If you said Canary, you were right but that was 100 years ago and PETA may take issue with you today (I’m still waiting to see if they went after the ball boy for smashing that bug in the Rodionova vs Xu/Zheng AUSOpen match) . Technology has advanced tremendously since the Canary sniffing days. Technology has also become so advanced that most of us wish we could go back to the Canary days instead of dealing with the head spinning headache of sensor technology. Picking the right gas meter has become a cumbersome and overwhelming task. So let’s slow the spinning just a bit.
Let’s face it, the biggest threat to safety in a confined space is entry into an unknown atmosphere. Nearly 65% of all deaths in a confined space are due to hazardous atmospheres where entrants were unaware of the deadly gases. Not to mention deadly gases, oxygen enrichment and depletion/deficiency will kill you just as quickly.
There are three main hazards
- Toxic Gases
Oxygen is pretty straight forward, the sensor measures the level of oxygen and alerts you when it nears enrichment or deficiency.
Combustibles is also pretty straight forward and looks for flammable gases.

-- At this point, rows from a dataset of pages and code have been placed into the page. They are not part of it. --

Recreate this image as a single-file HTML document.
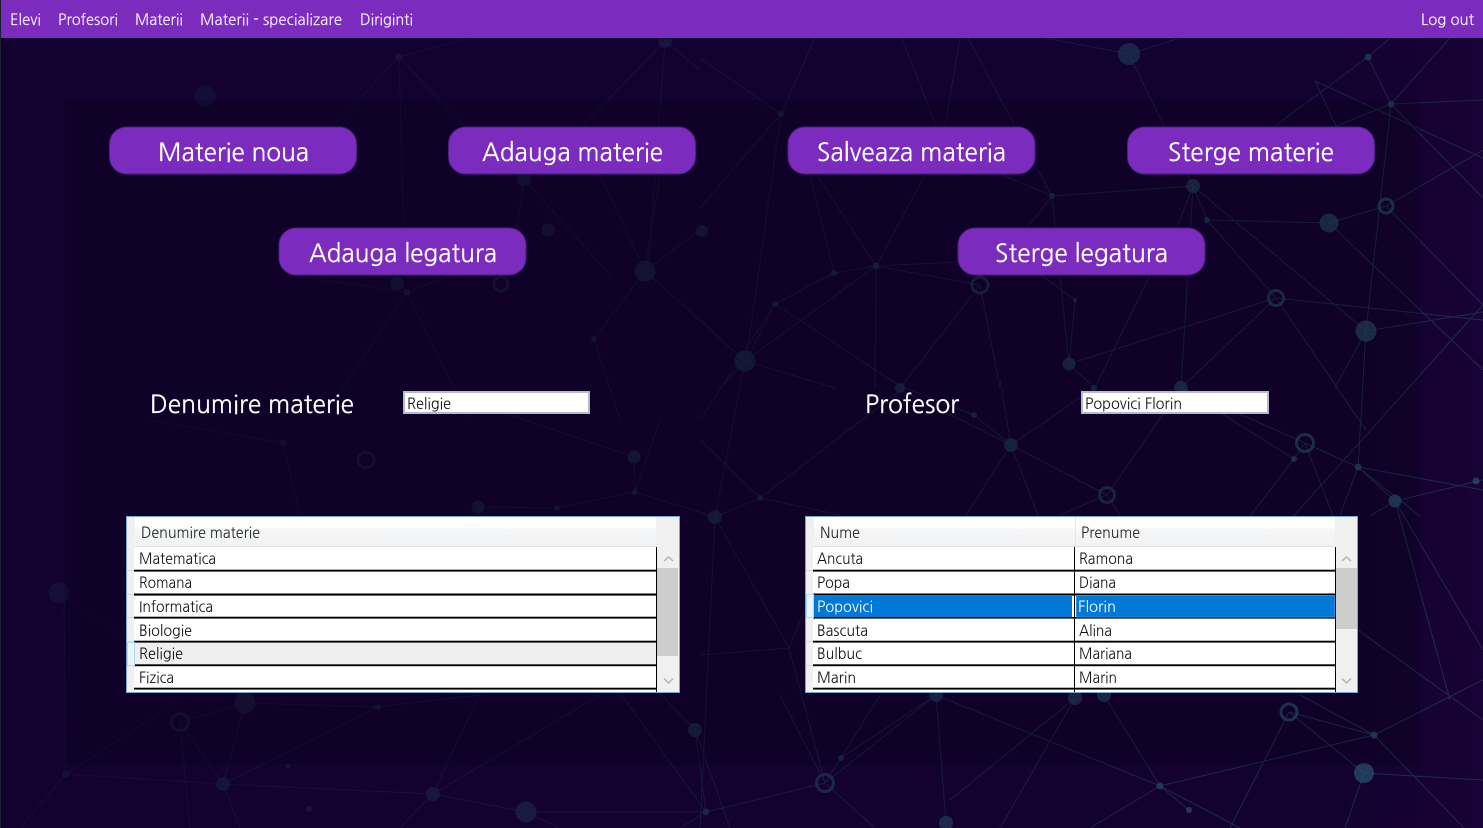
<!DOCTYPE html>
<html><head><meta charset="utf-8"><title>Materii</title>
<style>
html,body{margin:0;padding:0;width:1483px;height:828px;overflow:hidden;background:#120230}
svg{display:block}
text{font-family:"NanumGothic","Noto Sans CJK KR","Liberation Sans",sans-serif}
.n{font-size:15px;fill:#f4ecfb;stroke:#f4ecfb;stroke-width:.15px}
.b{font-size:25px;fill:#fff;stroke:#fff;stroke-width:.25px}
.t{font-size:15px;fill:#111}
.h{font-size:15px;fill:#222}
</style></head><body>
<svg width="1483" height="828" viewBox="0 0 1483 828" xmlns="http://www.w3.org/2000/svg">
<defs>
<linearGradient id="bg" x1="0" y1="0" x2="1" y2="0"><stop offset="0" stop-color="#130230"/><stop offset=".9" stop-color="#130230"/><stop offset="1" stop-color="#170335"/></linearGradient>
<linearGradient id="g" gradientUnits="userSpaceOnUse" x1="150" y1="120" x2="1350" y2="640"><stop offset="0" stop-color="#15103a"/><stop offset=".4" stop-color="#191e42"/><stop offset=".8" stop-color="#203a58"/><stop offset="1" stop-color="#28506c"/></linearGradient>
<linearGradient id="hd" x1="0" y1="0" x2="0" y2="1"><stop offset="0" stop-color="#fff"/><stop offset=".38" stop-color="#fff"/><stop offset=".4" stop-color="#f6f7f8"/><stop offset="1" stop-color="#f2f3f4"/></linearGradient>
</defs>
<rect width="1483" height="828" fill="url(#bg)"/>
<path stroke="url(#g)" stroke-opacity=".5" fill="none" stroke-width="1" d="M1129 54L1045 38M1129 54L1180 38M1129 54L1193 186M1368 57L1391 104M1368 57L1275 126M1368 57L1390 38M1391 104L1450 38M1391 104L1483 100M1391 104L1336 126M1391 104L1366 331M1391 104L1483 198M1315 81L1483 158M1315 81L1336 126M781 114L700 58M781 114L815 38M781 114L746 361M781 114L700 208M902 38L936 126M960 38L945 126M968 38L1052 196M1052 196L1193 186M1052 196L1069 364M1052 196L1027 228M1052 196L1000 174M1193 186L1160 272M1193 186L1181 388M1193 186L1366 331M1193 186L1207 220M1207 220L1329 223M1207 220L1276 298M1329 223L1386 206M1329 223L1483 370M1386 206L1483 150M1386 206L1483 305M876 266L745 361M876 266L980 285M876 266L925 175M876 266L817 175M876 266L958 262M876 266L875 388M876 266L834 273M834 273L775 304M834 273L810 175M775 304L700 420M775 304L746 361M775 304L900 386M980 285L1000 388M980 285L900 388M745 361L835 388M745 361L720 388M745 361L700 320M1075 300L1069 364M1075 300L1000 245M1069 364L1276 298M1069 364L1095 388M1095 388L1150 275M1276 298L1483 320M1276 298L1181 388M1276 298L1366 430M1366 331L1483 312M1366 331L1335 388M1366 331L1358 467M1011 445L901 390M1011 445L1094 388M1011 445L974 415M1011 445L966 515M1011 445L1038 515M1011 445L1107 495M1011 445L1000 380M900 386L974 415M1305 443L1358 467M1305 443L1181 388M1305 443L1333 516M1358 467L1483 490M1358 467L1340 515M1358 467L1395 501M1358 467L1420 516M1395 501L1483 480M1395 501L1483 650M1395 501L1450 700M1395 501L1370 516M1483 305L1290 520M1107 495L1181 388M1107 495L1060 515M1107 495L1120 515M1294 459L1250 516M1294 459L1305 443M1294 459L1181 388M760 498L700 440M760 498L715 517M760 498L901 390M760 498L840 515M715 517L789 648M715 517L745 361M715 517L700 830M715 517L635 492M936 695L1160 786M936 695L946 823M936 695L841 758M1075 698L1000 828M1075 698L950 800M1104 695L1160 786M1160 786L1374 735M1160 786L1189 810M1160 786L1090 828M1160 786L1240 828M1289 712L1374 735M1289 712L1364 773M1289 712L1230 828M1374 735L1483 680M1374 735L1464 828M1364 773L1483 780M1364 773L1345 828M1374 735L1300 695M1358 630L1483 720M825 783L706 812M825 783L789 648M825 783L875 828M825 783L936 695M825 783L780 695M706 812L680 828M841 758L825 783M841 758L880 695M789 648L700 655M789 648L805 610M66 774L223 784M66 774L180 700M223 784L433 794M223 784L378 707M223 784L245 703M433 794L526 812M433 794L480 693M433 794L600 695M706 812L526 812M706 812L620 693M706 812L695 730M695 730L660 693M695 730L730 828M180 722L245 703M180 722L223 784M245 703L378 707M378 707L480 695M66 774L64 600M66 774L20 828M223 784L240 828M283 443L300 515M283 443L150 420M634 457L635 492M634 457L510 415M635 492L557 508M635 492L660 420M478 507L557 508M645 271L594 339M645 271L660 175M645 271L600 175M645 271L745 361M645 271L700 230M407 292L295 276M407 292L450 275M407 292L335 400M407 292L470 420M524 179L610 275M524 179L517 228M399 57L330 130M399 57L405 275M399 57L470 38M399 57L465 127M665 41L582 127M665 41L648 270M665 41L700 70M594 339L620 420M180 722L190 828M433 794L400 828M526 812L560 828M59 593L130 640"/>
<g fill="url(#g)" fill-opacity=".72">
<circle cx="1129" cy="54" r="11"/><circle cx="1368" cy="57" r="3.5"/><circle cx="1391" cy="104" r="3.5"/><circle cx="781" cy="114" r="3"/><circle cx="1193" cy="186" r="7"/><circle cx="1052" cy="196" r="3"/><circle cx="1329" cy="223" r="9.5"/><circle cx="1207" cy="220" r="3"/><circle cx="876" cy="266" r="3.5"/><circle cx="834" cy="273" r="3"/><circle cx="775" cy="304" r="3"/><circle cx="1075" cy="300" r="2"/><circle cx="1366" cy="331" r="10.5"/><circle cx="745" cy="361" r="10.5"/><circle cx="1069" cy="364" r="6.5"/><circle cx="702" cy="231" r="6"/><circle cx="645" cy="271" r="10.5"/><circle cx="900" cy="388" r="5"/><circle cx="1181" cy="388" r="7"/><circle cx="1094" cy="388" r="3"/>
<circle cx="1011" cy="445" r="7"/><circle cx="974" cy="415" r="3"/><circle cx="1358" cy="467" r="3.5"/><circle cx="1476" cy="481" r="3.5"/><circle cx="1395" cy="501" r="6.5"/><circle cx="1294" cy="459" r="3"/><circle cx="760" cy="498" r="3"/><circle cx="715" cy="517" r="7"/><circle cx="1374" cy="735" r="3.5"/><circle cx="1364" cy="773" r="10"/><circle cx="1160" cy="786" r="3.5"/><circle cx="706" cy="812" r="3.5"/><circle cx="1189" cy="810" r="3"/><circle cx="946" cy="823" r="7"/><circle cx="841" cy="758" r="3"/><circle cx="936" cy="695" r="7"/><circle cx="1075" cy="698" r="7"/><circle cx="1104" cy="695" r="7"/>
<circle cx="59" cy="593" r="10.5"/><circle cx="283" cy="443" r="3.5"/><circle cx="634" cy="457" r="6.5"/><circle cx="635" cy="492" r="3"/><circle cx="478" cy="507" r="6.5"/><circle cx="557" cy="508" r="3"/><circle cx="245" cy="703" r="10.5"/><circle cx="378" cy="707" r="3"/><circle cx="695" cy="730" r="7"/><circle cx="66" cy="774" r="3.5"/><circle cx="223" cy="784" r="7"/><circle cx="288" cy="766" r="2.5"/><circle cx="433" cy="794" r="7"/><circle cx="526" cy="812" r="10.5"/><circle cx="309" cy="809" r="3"/>
<circle cx="205" cy="96" r="10.5"/><circle cx="399" cy="57" r="3.5"/><circle cx="665" cy="41" r="7"/><circle cx="524" cy="179" r="7"/><circle cx="548" cy="230" r="6.5"/><circle cx="407" cy="292" r="3.5"/><circle cx="397" cy="283" r="7"/><circle cx="594" cy="339" r="3"/>
</g>
<g fill="none" stroke="url(#g)" stroke-width="3" stroke-opacity=".75">
<circle cx="1386" cy="206" r="7"/><circle cx="980" cy="285" r="8"/><circle cx="1276" cy="298" r="7.5"/><circle cx="1305" cy="443" r="8.5"/><circle cx="1107" cy="495" r="7.5"/><circle cx="1289" cy="712" r="8"/><circle cx="825" cy="783" r="8.5"/><circle cx="366" cy="460" r="8"/><circle cx="180" cy="722" r="8.5"/><circle cx="501" cy="284" r="7"/>
</g>
<rect x="65" y="100" width="1355" height="665" fill="#000" fill-opacity=".16"/>
<rect x="0" y="0" width="1" height="828" fill="#1c2030"/>

<!-- top nav -->
<rect x="1" y="0" width="1482" height="38" fill="#7b2cbf"/>
<text class="n" x="10" y="25" textLength="31" lengthAdjust="spacingAndGlyphs">Elevi</text>
<text class="n" x="58" y="25" textLength="60" lengthAdjust="spacingAndGlyphs">Profesori</text>
<text class="n" x="135" y="25" textLength="48" lengthAdjust="spacingAndGlyphs">Materii</text>
<text class="n" x="200" y="25" textLength="142" lengthAdjust="spacing">Materii - specializare</text>
<text class="n" x="360" y="25" textLength="53" lengthAdjust="spacingAndGlyphs">Diriginti</text>
<text class="n" x="1421" y="25" textLength="53" lengthAdjust="spacingAndGlyphs">Log out</text>

<!-- buttons -->
<g fill="#7b2cbf" stroke="#4e2080" stroke-width="1">
<rect x="109.5" y="127" width="247" height="47" rx="17"/>
<rect x="448.5" y="127" width="247" height="47" rx="17"/>
<rect x="788" y="127" width="247" height="47" rx="17"/>
<rect x="1127.5" y="127" width="247" height="47" rx="17"/>
<rect x="279" y="228" width="247" height="47" rx="17"/>
<rect x="958" y="228" width="247" height="47" rx="17"/>
</g>
<text class="b" x="158" y="161" textLength="151" lengthAdjust="spacingAndGlyphs">Materie noua</text>
<text class="b" x="482" y="161" textLength="181" lengthAdjust="spacingAndGlyphs">Adauga materie</text>
<text class="b" x="817" y="161" textLength="189" lengthAdjust="spacingAndGlyphs">Salveaza materia</text>
<text class="b" x="1168" y="161" textLength="166" lengthAdjust="spacingAndGlyphs">Sterge materie</text>
<text class="b" x="309" y="262" textLength="188" lengthAdjust="spacingAndGlyphs">Adauga legatura</text>
<text class="b" x="995" y="262" textLength="173" lengthAdjust="spacingAndGlyphs">Sterge legatura</text>

<!-- labels & inputs -->
<text class="b" x="150" y="413" textLength="204" lengthAdjust="spacingAndGlyphs">Denumire materie</text>
<text class="b" x="865" y="413" textLength="94" lengthAdjust="spacingAndGlyphs">Profesor</text>
<rect x="404" y="392" width="185" height="21" fill="#fff" stroke="#b9b9c9" stroke-width="2"/>
<rect x="1082" y="392" width="186" height="21" fill="#fff" stroke="#b9b9c9" stroke-width="2"/>
<text class="t" x="407" y="409" textLength="44" lengthAdjust="spacingAndGlyphs">Religie</text>
<text class="t" x="1085" y="409" textLength="97" lengthAdjust="spacingAndGlyphs">Popovici Florin</text>

<!-- left table -->
<rect x="126.5" y="516.5" width="553" height="176" fill="#f0f0f0" stroke="#7ba6cf"/>
<rect x="135" y="517" width="521" height="29" fill="url(#hd)"/>
<rect x="135" y="546" width="521" height="1" fill="#dfe0e2"/>
<rect x="134" y="547" width="522" height="145" fill="#fff"/>
<rect x="135" y="642" width="521" height="23" fill="#efefef"/>
<g fill="#808080"><rect x="134" y="569.4" width="522" height="1"/><rect x="134" y="593" width="522" height="1"/><rect x="134" y="616.4" width="522" height="1"/><rect x="134" y="640.4" width="522" height="1"/><rect x="134" y="664" width="522" height="1"/><rect x="134" y="687.4" width="522" height="1"/></g>
<g fill="#000">
<rect x="134" y="570" width="522" height="1.6"/><rect x="134" y="594" width="522" height="1.6"/><rect x="134" y="617" width="522" height="1.6"/><rect x="134" y="641" width="522" height="1.6"/><rect x="134" y="664.6" width="522" height="1.6"/><rect x="134" y="688" width="522" height="1.6"/>
<rect x="656" y="547" width="1" height="145"/>
</g>
<g fill="#d8d8d8"><rect x="127" y="570" width="7" height="1"/><rect x="127" y="594" width="7" height="1"/><rect x="127" y="617" width="7" height="1"/><rect x="127" y="641" width="7" height="1"/><rect x="127" y="665" width="7" height="1"/></g>
<rect x="127.5" y="642.5" width="7" height="23" fill="#eaf6fd" stroke="#a8dcf8"/>
<rect x="657" y="568" width="21" height="88" fill="#cdcdcd"/>
<path d="M664 561l4.500-4 4.500 4M664 678.500l4.500 4.500 4.500-4.500" fill="none" stroke="#b4b4b4" stroke-width="1.500"/>
<text class="h" x="141" y="538" textLength="119" lengthAdjust="spacingAndGlyphs">Denumire materie</text>
<text class="t" x="139" y="564" textLength="77" lengthAdjust="spacingAndGlyphs">Matematica</text>
<text class="t" x="139" y="588" textLength="53" lengthAdjust="spacingAndGlyphs">Romana</text>
<text class="t" x="139" y="612" textLength="74" lengthAdjust="spacingAndGlyphs">Informatica</text>
<text class="t" x="139" y="636" textLength="53" lengthAdjust="spacingAndGlyphs">Biologie</text>
<text class="t" x="139" y="659" textLength="44" lengthAdjust="spacingAndGlyphs">Religie</text>
<text class="t" x="139" y="683" textLength="35" lengthAdjust="spacingAndGlyphs">Fizica</text>

<!-- right table -->
<rect x="805.500" y="516.5" width="552" height="176" fill="#f0f0f0" stroke="#7ba6cf"/>
<rect x="814" y="517" width="521" height="29" fill="url(#hd)"/>
<rect x="814" y="546" width="521" height="1" fill="#dfe0e2"/>
<rect x="1075" y="517" width="1" height="29" fill="#e6e7e8"/>
<rect x="813" y="547" width="522" height="145" fill="#fff"/>
<g fill="#808080"><rect x="813" y="569.4" width="522" height="1"/><rect x="813" y="593" width="522" height="1"/><rect x="813" y="640.4" width="522" height="1"/><rect x="813" y="664" width="522" height="1"/><rect x="813" y="687.4" width="522" height="1"/></g>
<g fill="#000">
<rect x="813" y="570" width="522" height="1.6"/><rect x="813" y="594" width="522" height="1.6"/><rect x="813" y="617" width="522" height="1.6"/><rect x="813" y="641" width="522" height="1.6"/><rect x="813" y="664.6" width="522" height="1.6"/><rect x="813" y="688" width="522" height="1.6"/>
<rect x="1074" y="547" width="1" height="145"/><rect x="1335" y="547" width="1" height="145"/>
</g>
<rect x="814" y="596" width="258" height="21" fill="#0078d7"/>
<rect x="1076.500" y="595.5" width="258" height="21.500" fill="#0078d7" stroke="#2e8fe3"/>
<g fill="#d8d8d8"><rect x="806" y="570" width="7" height="1"/><rect x="806" y="641" width="7" height="1"/><rect x="806" y="665" width="7" height="1"/></g>
<rect x="806.500" y="594.5" width="7" height="23" fill="#eaf6fd" stroke="#a8dcf8"/>
<rect x="1336" y="568" width="21" height="61" fill="#cdcdcd"/>
<path d="M1342 561l4.500-4 4.500 4M1342 678.500l4.500 4.500 4.500-4.500" fill="none" stroke="#b4b4b4" stroke-width="1.500"/>
<text class="h" x="820" y="538" textLength="40" lengthAdjust="spacingAndGlyphs">Nume</text>
<text class="h" x="1081" y="538" textLength="59" lengthAdjust="spacingAndGlyphs">Prenume</text>
<text class="t" x="817" y="564" textLength="46" lengthAdjust="spacingAndGlyphs">Ancuta</text>
<text class="t" x="817" y="588" textLength="33" lengthAdjust="spacingAndGlyphs">Popa</text>
<text class="t" x="817" y="612" textLength="56" lengthAdjust="spacingAndGlyphs" style="fill:#fff">Popovici</text>
<text class="t" x="817" y="636" textLength="51" lengthAdjust="spacingAndGlyphs">Bascuta</text>
<text class="t" x="817" y="659" textLength="45" lengthAdjust="spacingAndGlyphs">Bulbuc</text>
<text class="t" x="817" y="683" textLength="39" lengthAdjust="spacingAndGlyphs">Marin</text>
<text class="t" x="1079" y="564" textLength="54" lengthAdjust="spacingAndGlyphs">Ramona</text>
<text class="t" x="1079" y="588" textLength="37" lengthAdjust="spacingAndGlyphs">Diana</text>
<text class="t" x="1078" y="612" textLength="38" lengthAdjust="spacingAndGlyphs" style="fill:#fff">Florin</text>
<text class="t" x="1079" y="636" textLength="33" lengthAdjust="spacingAndGlyphs">Alina</text>
<text class="t" x="1079" y="659" textLength="53" lengthAdjust="spacingAndGlyphs">Mariana</text>
<text class="t" x="1079" y="683" textLength="38" lengthAdjust="spacingAndGlyphs">Marin</text>
</svg>
</body></html>
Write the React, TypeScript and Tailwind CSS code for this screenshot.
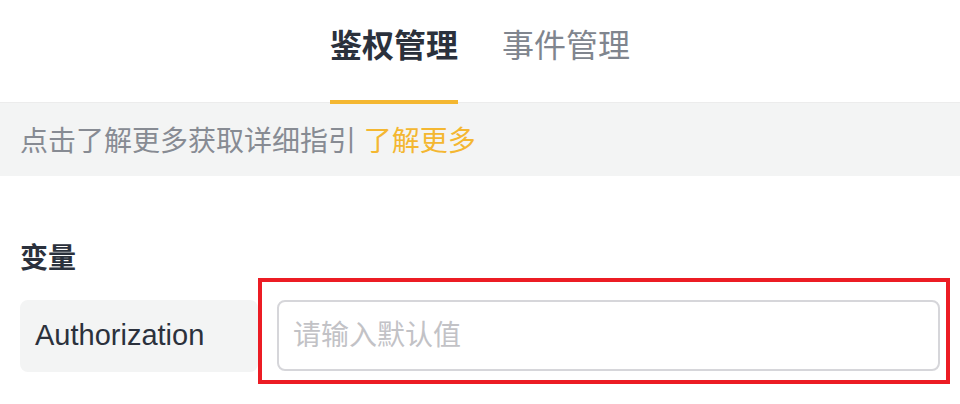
const sans = "font-['Liberation_Sans','Noto_Sans_CJK_SC',sans-serif]";

const tabs = [
  { label: "鉴权管理", active: true },
  { label: "事件管理", active: false },
];

export default function App() {
  return (
    <div className={`w-[960px] h-[404px] bg-white overflow-hidden ${sans}`}>
      {/* TABS */}
      <div className="h-[102px] flex justify-center gap-[44px] pt-[30px]">
        {tabs.map((tab) => (
          <div key={tab.label} className="relative h-[72px]">
            <span
              className={`block text-[32px] leading-[32px] ${
                tab.active ? "font-bold text-[#2b313c]" : "text-[#80858e]"
              }`}
            >
              {tab.label}
            </span>
            {tab.active && (
              <div className="absolute left-0 right-0 -bottom-[2px] h-[4px] bg-[#f4b731] z-10" />
            )}
          </div>
        ))}
      </div>

      {/* TIP */}
      <div className="h-[74px] bg-[#f3f4f4] border-t border-[#ececec] pl-[20px] pt-[25px] text-[28px] leading-[28px] text-[#878b93]">
        点击了解更多获取详细指引 <span className="text-[#f4b731]">了解更多</span>
      </div>

      {/* VARIABLES */}
      <div className="px-[20px] pt-[69px]">
        <div className="text-[28px] leading-[28px] font-bold text-[#2b313c]">变量</div>
        <div className="flex mt-[27px] h-[72px]">
          <div className="w-[238px] h-[72px] rounded-[8px] bg-[#f3f4f4] flex items-center pl-[15px] text-[29px] text-[#2b313c]">
            Authorization
          </div>
          <div className="relative flex-1 ml-[19px] h-[71px]">
            <input
              placeholder="请输入默认值"
              className={`w-full h-full rounded-[8px] border-2 border-[#d6d6da] pl-[14px] text-[28px] outline-none placeholder:text-[#c2c2c6] ${sans}`}
            />
            <div className="absolute -left-[19px] -top-[22px] -right-[10px] -bottom-[13px] border-[4px] border-[#ec1c24] pointer-events-none" />
          </div>
        </div>
      </div>
    </div>
  );
}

Unfortunately, toxic gases become tricky because we need to know what gases we are dealing with. Hence, OSHA’s requirement to identify and test your confined spaces for the gases prior to allowing employees to enter those spaces. Which is what most of us don’t do.
Too many gas sensors
The myriad of toxic gas sensors available today makes choosing the right one very difficult. Most schools and cities are not producing gases as part of an industrial process, so selecting a gas sensor is dependent upon industrial hygiene testing prior to allowing employees to enter the spaces. Surveys are very important for this reason. Only then can you pick the right sensor to use for the space in question. And if you have more than one confined space and more than one toxic gas, then you may need to purchase multiple sensors to use with your gas meter. Purchasing multiple sensors beats purchasing multiple meters, but it still means that you must conduct a survey of your spaces to know what you are dealing with.
Survey your spaces
Time and time again, I see schools and cities loosely identify their confined spaces, never test the environments for the hazards and then send staff into these spaces with a simple oxygen meter. Luckily there have been few incidents in these confined spaces in our California schools, but as we know luck always goes away. So, the best thing you can do is survey your spaces properly. Determine what gases are in the spaces and what other hazards are present. Then you can purchase the proper sensors for the monitoring. Which may mean that you need to change out sensors for each of the spaces you go into.